While the nation has been distracted by handwashing and empty aisles of toilet paper, many of our leaders, even our governor, refuse to provide crucial, public information. Not only does this violate our constitutional rights, it’s a matter of life and death. We must have accurate information to make decisions, to care for loved ones, and to get to the other side of this COVID-19 crisis with any trust in government.
Gov. Ron DeSantis is CEO atop the nation’s third most populous state. He should lead by example in the sunshine, with transparency, especially regarding elder care and public safety. The state should release records that would show which long-term care facilities have active COVID-19 cases, but it hasn’t. Instead, we find stronger leadership in places like Pensacola, where Mayor Grover Robinson called for the state to disclose nursing home data. Mayor Robinson was soon joined in his call for transparency by Volusia County Sheriff Mike Chitwood, who feared for the safety of first responders arriving at nursing homes without full information.
The same requirements for transparency apply to local governments. On March 20, 2020, Governor DeSantis issued Executive Order 20-69, which allows local governments to satisfy a quorum required to conduct business by telephone or internet. Based upon the sound advice of our attorney general, Governor DeSantis made the right decision to allow local leaders to meet safely, remotely and openly.
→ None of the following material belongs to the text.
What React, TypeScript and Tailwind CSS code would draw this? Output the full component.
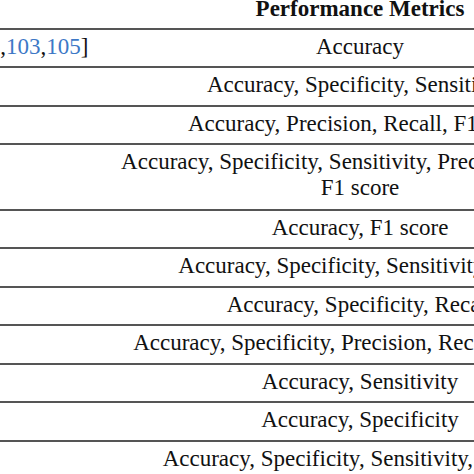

But EO 20-69 does not allow government to conduct business without prior public notice and public participation. All open government “sunshine” laws and public records laws remain unchanged. They are constitutional and, thankfully, cannot be altered by executive order.
Let me make this clear, your county and city commissions and other government bodies may now meet by telephone or video conferencing platforms, but they must let you know when and how they are meeting. (Pensacola and Miami, among others, are making admirable efforts to keep citizens informed.) And they must provide you with a way — and better yet, multiple ways — to submit questions and comments regarding the issues discussed.
At the First Amendment Foundation, we are trying to keep track. On our website — www.floridafaf.org — we are tracking how local governments are meeting. Are they meeting openly in the sunshine, as required by law — or are they meeting in the dark, making important decisions without notice and without the people who elected them?
When state and local governments make decisions without full public participation and voice, our First Amendment right to free speech is violated.
Maybe it is unfair for me to criticize, working remotely from the safety of my home. However, like all of you, I have skin in this game, too. Every single one of us has connections and losses: deaths and illness of friends and family when you aren’t allowed to hold their hands, loved ones you can’t visit in nursing homes, job losses, health insurance costs, savings depleted, unemployment system and federal loan application failures — leaving us with fear and anxiety in our isolation.
This is a time when we should not assume we understand the worries and stresses another person carries. This is a time for compassion and connection.
It is also a time for accurate information and awareness.
So this is what I ask of you: Pay attention to what your government is doing; read and support the state’s newspapers and investigative reporters, and help us help you. You can see our government tracking data at www.floridafaf.org, and you can help us keep our information up to date by emailing us at info@floridafaf.org or by calling our hotline at 1-800-337-3518. We won’t survive this without you and without government oversight.
And just a direct word to Gov. DeSantis and his staff: The First Amendment Foundation wants to be a resource, not an adversary. The media does not have to be your enemy. Together, we can help you provide accurate, life-saving information.
We want to know which nursing homes and assisted living facilities have COVID cases. We don’t ask for personal patient information, just general names of nursing homes with positive cases. When families know the truth, they make better decisions and cope better with outcomes.
We want to know which prisons have cases, for the same reason.
We want accurate information about the number of available hospital beds and ventilators in our counties. We want to know the truth about Florida’s unemployment numbers, health insurance gaps and food distribution. How can we help our communities if we don’t know the truth about its needs?
If you begin to lead our entire state by example, with total transparency, only then will you have our trust as a leader.